The abortion-rights activists’ measure would prevent Arizona from restricting abortions before fetal viability, and allow for abortions after viability if they were necessary to protect a patient’s “life or physical or mental health.”

Representative Tim Dunn, a Republican from the farming county of Yuma, said he voted for a repeal in the hopes that doing so would complicate the abortion options for voters in November.

If the 1864 law is repealed, lawmakers say that abortions in the state will be allowed through the 15th week of pregnancy under a partial ban passed by Republicans in 2022.

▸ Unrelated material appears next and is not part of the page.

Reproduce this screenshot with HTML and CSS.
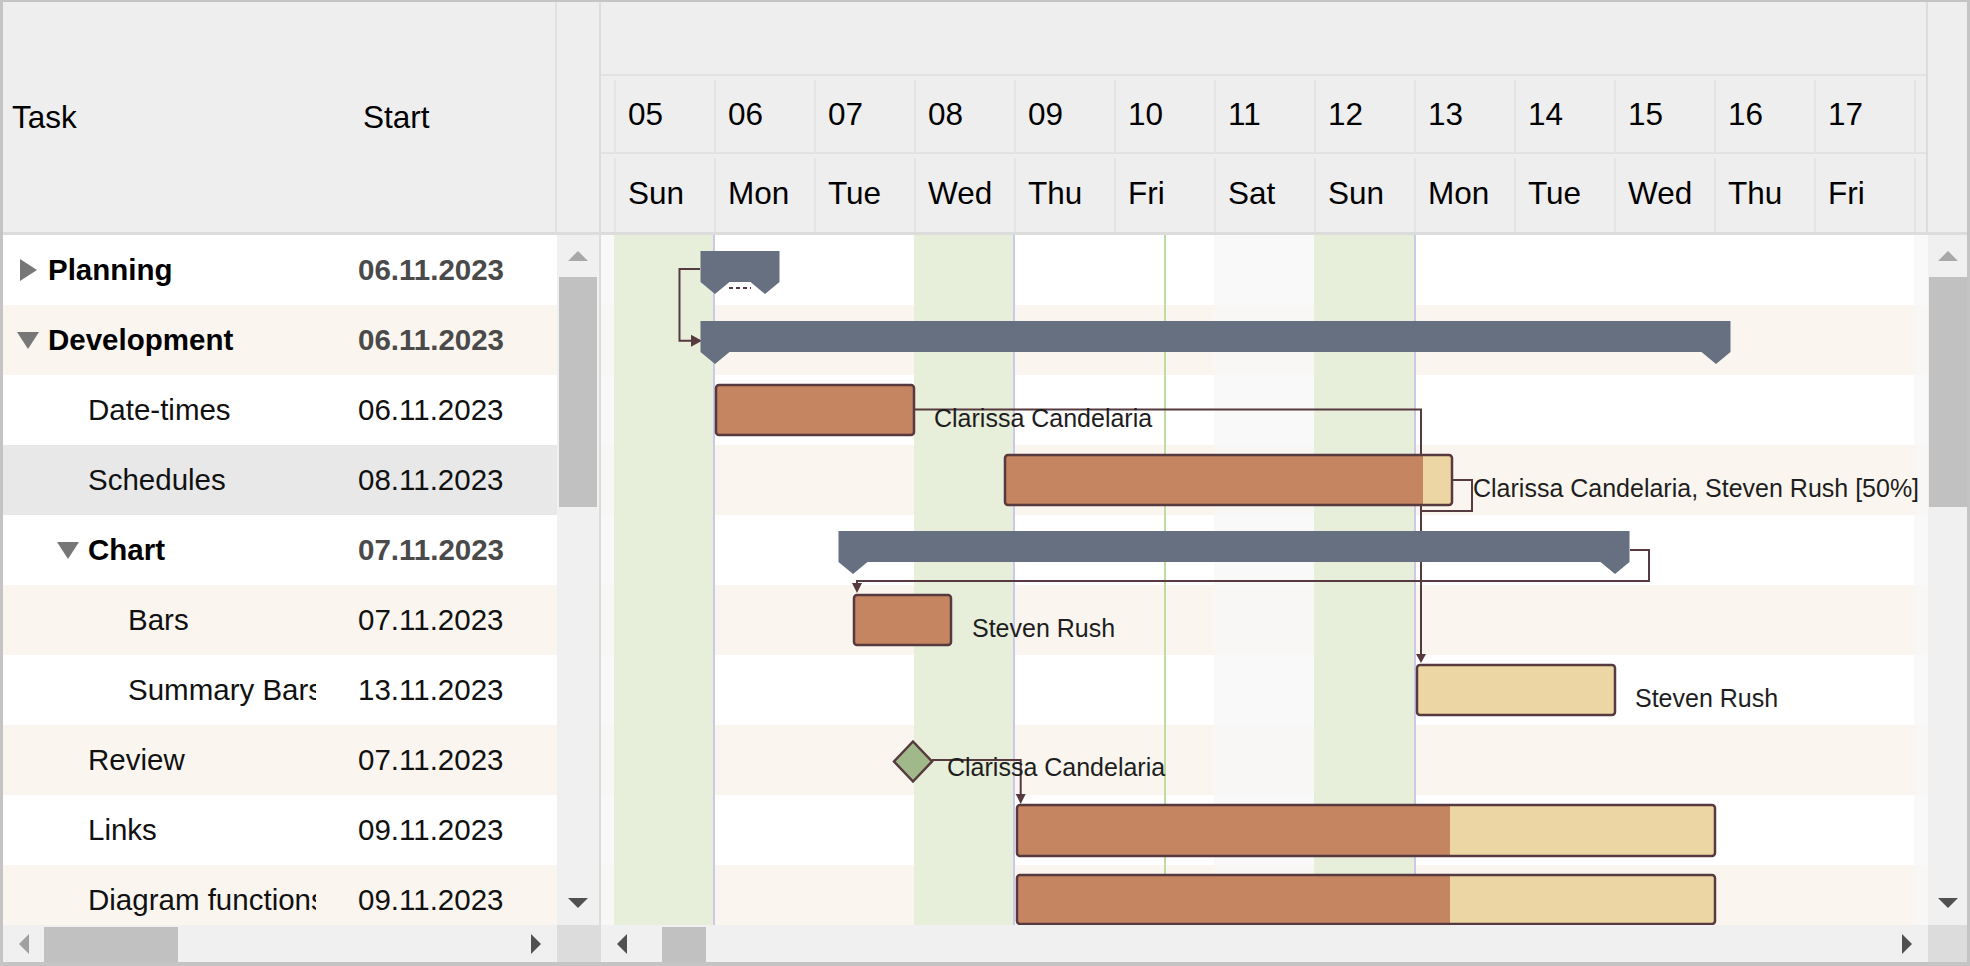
FILE: index.html
```html
<!DOCTYPE html>
<html>
<head>
<meta charset="utf-8">
<link rel="stylesheet" href="styles.css">
</head>
<body>
<div class="frame">
  <div class="head">
    <div class="gh">
      <div class="gh-task">Task</div>
      <div class="gh-start">Start</div>
    </div>
    <div class="sh"></div>
    <div class="ch">
      <div class="ch-top"></div>
      <div class="ch-row ch-num">
        <div class="dc part-l"></div>
        <div class="dc">05</div><div class="dc">06</div><div class="dc">07</div><div class="dc">08</div><div class="dc">09</div><div class="dc">10</div><div class="dc">11</div><div class="dc">12</div><div class="dc">13</div><div class="dc">14</div><div class="dc">15</div><div class="dc">16</div><div class="dc">17</div>
        <div class="dc part-r"></div>
      </div>
      <div class="ch-row ch-name">
        <div class="dc part-l"></div>
        <div class="dc">Sun</div><div class="dc">Mon</div><div class="dc">Tue</div><div class="dc">Wed</div><div class="dc">Thu</div><div class="dc">Fri</div><div class="dc">Sat</div><div class="dc">Sun</div><div class="dc">Mon</div><div class="dc">Tue</div><div class="dc">Wed</div><div class="dc">Thu</div><div class="dc">Fri</div>
        <div class="dc part-r"></div>
      </div>
    </div>
    <div class="sh2"></div>
  </div>

  <div class="main">
    <div class="grid">
      <div class="row"><div class="c-task l0"><span class="tg closed"></span><span class="tn b">Planning</span></div><div class="c-start b">06.11.2023</div></div>
      <div class="row alt"><div class="c-task l0"><span class="tg open"></span><span class="tn b">Development</span></div><div class="c-start b">06.11.2023</div></div>
      <div class="row"><div class="c-task l1"><span class="tg"></span><span class="tn">Date-times</span></div><div class="c-start">06.11.2023</div></div>
      <div class="row sel"><div class="c-task l1"><span class="tg"></span><span class="tn">Schedules</span></div><div class="c-start">08.11.2023</div></div>
      <div class="row"><div class="c-task l1"><span class="tg open"></span><span class="tn b">Chart</span></div><div class="c-start b">07.11.2023</div></div>
      <div class="row alt"><div class="c-task l2"><span class="tg"></span><span class="tn">Bars</span></div><div class="c-start">07.11.2023</div></div>
      <div class="row"><div class="c-task l2"><span class="tg"></span><span class="tn">Summary Bars</span></div><div class="c-start">13.11.2023</div></div>
      <div class="row alt"><div class="c-task l1"><span class="tg"></span><span class="tn">Review</span></div><div class="c-start">07.11.2023</div></div>
      <div class="row"><div class="c-task l1"><span class="tg"></span><span class="tn">Links</span></div><div class="c-start">09.11.2023</div></div>
      <div class="row alt"><div class="c-task l1"><span class="tg"></span><span class="tn">Diagram functions</span></div><div class="c-start">09.11.2023</div></div>
    </div>

    <div class="vs">
      <div class="btn up"><span class="tri-up dis"></span></div>
      <div class="thumb"></div>
      <div class="fill"></div>
      <div class="btn down"><span class="tri-down"></span></div>
    </div>

    <div class="chart">
      <div class="crow"></div>
      <div class="crow alt"></div>
      <div class="crow"></div>
      <div class="crow alt"></div>
      <div class="crow"></div>
      <div class="crow alt"></div>
      <div class="crow"></div>
      <div class="crow alt"></div>
      <div class="crow"></div>
      <div class="crow alt"></div>
      <svg class="canvas" width="1327" height="690" viewBox="0 0 1327 690">
        <rect class="sat" x="0" y="0" width="13" height="690"/>
        <rect class="wk" x="13" y="0" width="100" height="690"/>
        <rect class="wk" x="313" y="0" width="100" height="690"/>
        <rect class="sat" x="613" y="0" width="100" height="690"/>
        <rect class="wk" x="713" y="0" width="100" height="690"/>
        <rect class="sat" x="1313" y="0" width="14" height="690"/>
        <rect class="lav" x="112" y="0" width="2" height="690"/>
        <rect class="lav" x="412" y="0" width="2" height="690"/>
        <rect class="lav" x="813" y="0" width="2" height="690"/>
        <rect class="today" x="563" y="0" width="2" height="690"/>

        <path class="lnk" d="M99 34 H78.5 V105.7 H92"/>
        <polygon class="arr" points="90,99.7 101,105.7 90,111.7"/>
        <path class="lnk" d="M313 174.5 H820 V420"/>
        <polygon class="arr" points="815,419 825,419 820,428"/>
        <path class="lnk" d="M851 245 H871 V276 H820"/>
        <path class="lnk" d="M1029 315 H1048 V346 H256 V350"/>
        <polygon class="arr" points="251,348 261,348 256,358"/>
        <path class="lnk" d="M331 525 H419.7 V560"/>
        <polygon class="arr" points="414.7,559 424.7,559 419.7,569"/>

        <polygon class="sum" points="99.5,16 178.5,16 178.5,47 164,59 149.5,47 128.5,47 114,59 99.5,47"/>
        <line class="dash" x1="128" y1="53" x2="150" y2="53"/>
        <polygon class="sum" points="99.5,86 1129.5,86 1129.5,117 1115,129 1100.5,117 128.5,117 114,129 99.5,117"/>
        <polygon class="sum" points="237.5,296 1028.5,296 1028.5,327 1014,339 999.5,327 266.5,327 252,339 237.5,327"/>

        <rect class="done" x="115" y="150" width="198" height="50"/>
        <rect class="outline" x="115" y="150" width="198" height="50" rx="3"/>
        <text class="lbl" x="333" y="192">Clarissa Candelaria</text>

        <rect class="todo" x="404" y="220" width="447" height="50"/>
        <rect class="done" x="404" y="220" width="418" height="50"/>
        <rect class="outline" x="404" y="220" width="447" height="50" rx="3"/>
        <text class="lbl" x="872" y="262">Clarissa Candelaria, Steven Rush [50%]</text>

        <rect class="done" x="253" y="360" width="97" height="50"/>
        <rect class="outline" x="253" y="360" width="97" height="50" rx="3"/>
        <text class="lbl" x="371" y="402">Steven Rush</text>

        <rect class="todo" x="816" y="430" width="198" height="50"/>
        <rect class="outline" x="816" y="430" width="198" height="50" rx="3"/>
        <text class="lbl" x="1034" y="472">Steven Rush</text>

        <polygon class="ms" points="312,506.5 331,526.5 312,546.5 293,526.5"/>
        <text class="lbl" x="346" y="541">Clarissa Candelaria</text>

        <rect class="todo" x="416" y="570" width="698" height="51"/>
        <rect class="done" x="416" y="570" width="433" height="51"/>
        <rect class="outline" x="416" y="570" width="698" height="51" rx="3"/>

        <rect class="todo" x="416" y="640" width="698" height="49"/>
        <rect class="done" x="416" y="640" width="433" height="49"/>
        <rect class="outline" x="416" y="640" width="698" height="49" rx="3"/>
      </svg>
    </div>

    <div class="vs vs2">
      <div class="btn up"><span class="tri-up dis"></span></div>
      <div class="thumb"></div>
      <div class="fill"></div>
      <div class="btn down"><span class="tri-down"></span></div>
    </div>
  </div>

  <div class="hs">
    <div class="hs-grid">
      <div class="hb l"><span class="tri-left dis"></span></div>
      <div class="hthumb t1"></div>
      <div class="fill"></div>
      <div class="hb r"><span class="tri-right"></span></div>
    </div>
    <div class="corner"></div>
    <div class="hs-chart">
      <div class="hb l2"><span class="tri-left"></span></div>
      <div class="hthumb t2"></div>
      <div class="fill"></div>
      <div class="hb r2"><span class="tri-right"></span></div>
    </div>
    <div class="corner corner2"></div>
  </div>
</div>
</body>
</html>
```

FILE: styles.css
```css
html, body {
  margin: 0;
  padding: 0;
  background: #fff;
}

.frame {
  width: 1970px;
  height: 966px;
  box-sizing: border-box;
  border-style: solid;
  border-color: #c4c4c4;
  border-width: 2px 3px 4px 3px;
  display: flex;
  flex-direction: column;
  overflow: hidden;
  font-family: "Liberation Sans", Arial, sans-serif;
  color: #000;
}

/* ---------- header ---------- */
.head {
  height: 233px;
  flex: none;
  box-sizing: border-box;
  border-bottom: 3px solid #dcdcdc;
  background: #eeeeee;
  display: flex;
}

.gh {
  width: 554px;
  flex: none;
  box-sizing: border-box;
  border-right: 2px solid #e0e0e0;
  display: flex;
  align-items: center;
  font-size: 31.5px;
}

.gh-task {
  width: 360px;
  box-sizing: border-box;
  padding-left: 9px;
}

.sh {
  width: 44px;
  flex: none;
  box-sizing: border-box;
  border-right: 2px solid #dcdcdc;
}

.ch {
  width: 1327px;
  flex: none;
  box-sizing: border-box;
  border-right: 2px solid #dcdcdc;
  display: flex;
  flex-direction: column;
}

.ch-top {
  height: 72px;
  border-bottom: 2px solid #e2e2e2;
}

.ch-row {
  display: flex;
  font-size: 31.5px;
}

.ch-num {
  height: 76px;
  border-bottom: 2px solid #e2e2e2;
}

.ch-name {
  height: 78px;
}

.dc {
  width: 100px;
  flex: none;
  box-sizing: border-box;
  border-left: 2px solid #e4e4e4;
  margin-top: 4px;
  padding: 0 0 4px 12px;
  display: flex;
  align-items: center;
}

.dc.part-l {
  width: 13px;
  border-left: none;
  padding: 0;
}

.dc.part-r {
  width: 12px;
  padding: 0;
}

.sh2 {
  flex: 1;
}

/* ---------- body ---------- */
.main {
  height: 690px;
  flex: none;
  display: flex;
  overflow: hidden;
}

.grid {
  width: 554px;
  flex: none;
  overflow: hidden;
  font-size: 29.5px;
}

.row {
  height: 70px;
  display: flex;
  align-items: center;
  background: #fff;
}

.row.alt {
  background: #faf6ef;
}

.row.sel {
  background: #e8e8e8;
}

.c-task {
  width: 313px;
  flex: none;
  box-sizing: border-box;
  overflow: hidden;
  display: flex;
  align-items: center;
  color: #111;
}

.c-task.l0 { padding-left: 14px; }
.c-task.l1 { padding-left: 54px; }
.c-task.l2 { padding-left: 94px; }

.tg {
  width: 22px;
  height: 22px;
  flex: none;
  margin-right: 9px;
  display: flex;
  align-items: center;
  justify-content: center;
}

.tg.closed::before {
  content: "";
  width: 0;
  height: 0;
  border-top: 11px solid transparent;
  border-bottom: 11px solid transparent;
  border-left: 17px solid #777;
}

.tg.open::before {
  content: "";
  width: 0;
  height: 0;
  border-left: 11px solid transparent;
  border-right: 11px solid transparent;
  border-top: 17px solid #777;
}

.tn {
  white-space: nowrap;
  flex: none;
}

.tn.b {
  font-weight: bold;
  color: #000;
}

.c-start {
  padding-left: 42px;
  color: #111;
  white-space: nowrap;
}

.c-start.b {
  font-weight: bold;
  color: #4a4a4a;
}

/* ---------- vertical scrollbars ---------- */
.vs {
  width: 44px;
  flex: none;
  box-sizing: border-box;
  border-right: 2px solid #dcdcdc;
  background: #f0f0f0;
  display: flex;
  flex-direction: column;
}

.vs .btn {
  height: 42px;
  flex: none;
  display: flex;
  align-items: center;
  justify-content: center;
}

.vs .btn.down {
  height: 44px;
}

.vs .thumb {
  height: 230px;
  flex: none;
  margin: 0 2px;
  background: #c1c1c1;
}

.fill {
  flex: 1;
}

.vs2 {
  width: 39px;
  border-right: none;
}

.vs2 .thumb {
  margin: 0 0 0 1px;
}

.tri-up {
  width: 0;
  height: 0;
  border-left: 10px solid transparent;
  border-right: 10px solid transparent;
  border-bottom: 10px solid #505050;
}

.tri-down {
  width: 0;
  height: 0;
  border-left: 10px solid transparent;
  border-right: 10px solid transparent;
  border-top: 10px solid #505050;
}

.tri-left {
  width: 0;
  height: 0;
  border-top: 10px solid transparent;
  border-bottom: 10px solid transparent;
  border-right: 10px solid #505050;
}

.tri-right {
  width: 0;
  height: 0;
  border-top: 10px solid transparent;
  border-bottom: 10px solid transparent;
  border-left: 10px solid #505050;
}

.tri-up.dis { border-bottom-color: #a8a8a8; }
.tri-left.dis { border-right-color: #a0a0a0; }

/* ---------- chart ---------- */
.chart {
  width: 1327px;
  flex: none;
  position: relative;
  overflow: hidden;
}

.crow {
  height: 70px;
  background: #fff;
}

.crow.alt {
  background: #faf6ef;
}

.canvas {
  position: absolute;
  left: 0;
  top: 0;
}

.wk { fill: #e7eed9; }
.sat { fill: #f7f7f7; fill-opacity: 0.8; }
.lav { fill: #cbc8e8; }
.today { fill: #bcdca0; }

.lnk {
  fill: none;
  stroke: #573a3f;
  stroke-width: 2;
}

.arr { fill: #573a3f; }

.sum { fill: #667080; }

.dash {
  stroke: #573a3f;
  stroke-width: 2;
  stroke-dasharray: 4 3;
}

.done { fill: #c58561; }
.todo { fill: #ecd7a4; }

.outline {
  fill: none;
  stroke: #573a3f;
  stroke-width: 2.5;
}

.ms {
  fill: #a1b98a;
  stroke: #573a3f;
  stroke-width: 2.5;
}

.lbl {
  font-family: "Liberation Sans", Arial, sans-serif;
  font-size: 25px;
  fill: #1e1e1e;
}

/* ---------- horizontal scrollbar ---------- */
.hs {
  height: 37px;
  flex: none;
  display: flex;
  background: #f0f0f0;
}

.hs-grid {
  width: 554px;
  flex: none;
  display: flex;
}

.hs-chart {
  width: 1327px;
  flex: none;
  display: flex;
}

.hb {
  flex: none;
  display: flex;
  align-items: center;
  justify-content: center;
}

.hb.l { width: 41px; }
.hb.r { width: 42px; }
.hb.l2 { width: 42px; }
.hb.r2 { width: 43px; }

.hthumb {
  flex: none;
  margin-top: 2px;
  background: #c1c1c1;
}

.hthumb.t1 { width: 134px; }
.hthumb.t2 { width: 44px; margin-left: 19px; }

.corner {
  width: 44px;
  flex: none;
  background: #dcdcdc;
}

.corner2 {
  width: auto;
  flex: 1;
}
```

That 15-week ban has largely been in place since Roe v. Wade was overturned. Several Republicans have called the 15-week ban a reasonable middle ground, but critics say it sets an arbitrary cutoff and contains no exceptions for rape or incest.

Arizona Republicans are also considering whether to offer their own competing abortion ballot measures to muddy the choice for voters, according to documents prepared by lawyers for House members.

“Arizonans do want a choice,” Mr. Dunn said. “I’d like it to be lower than the 15 weeks, but we have to go back to something reasonable. Because we can’t go to something extreme.”

Stacy Pearson, a Democratic political consultant in Phoenix, said Arizona voters would remain galvanized by abortion. She said that the 1864 ban could still lead abortion providers to shut down because the repeal would not take effect for 90 days.

“I don’t think you can heal this wound, with female voters in particular,” she said. “Even if the repeal passes, Arizona’s going to stay in a state of limbo. This isn’t about politics. We’re talking about women who are in need of health care. This was going to kill people.”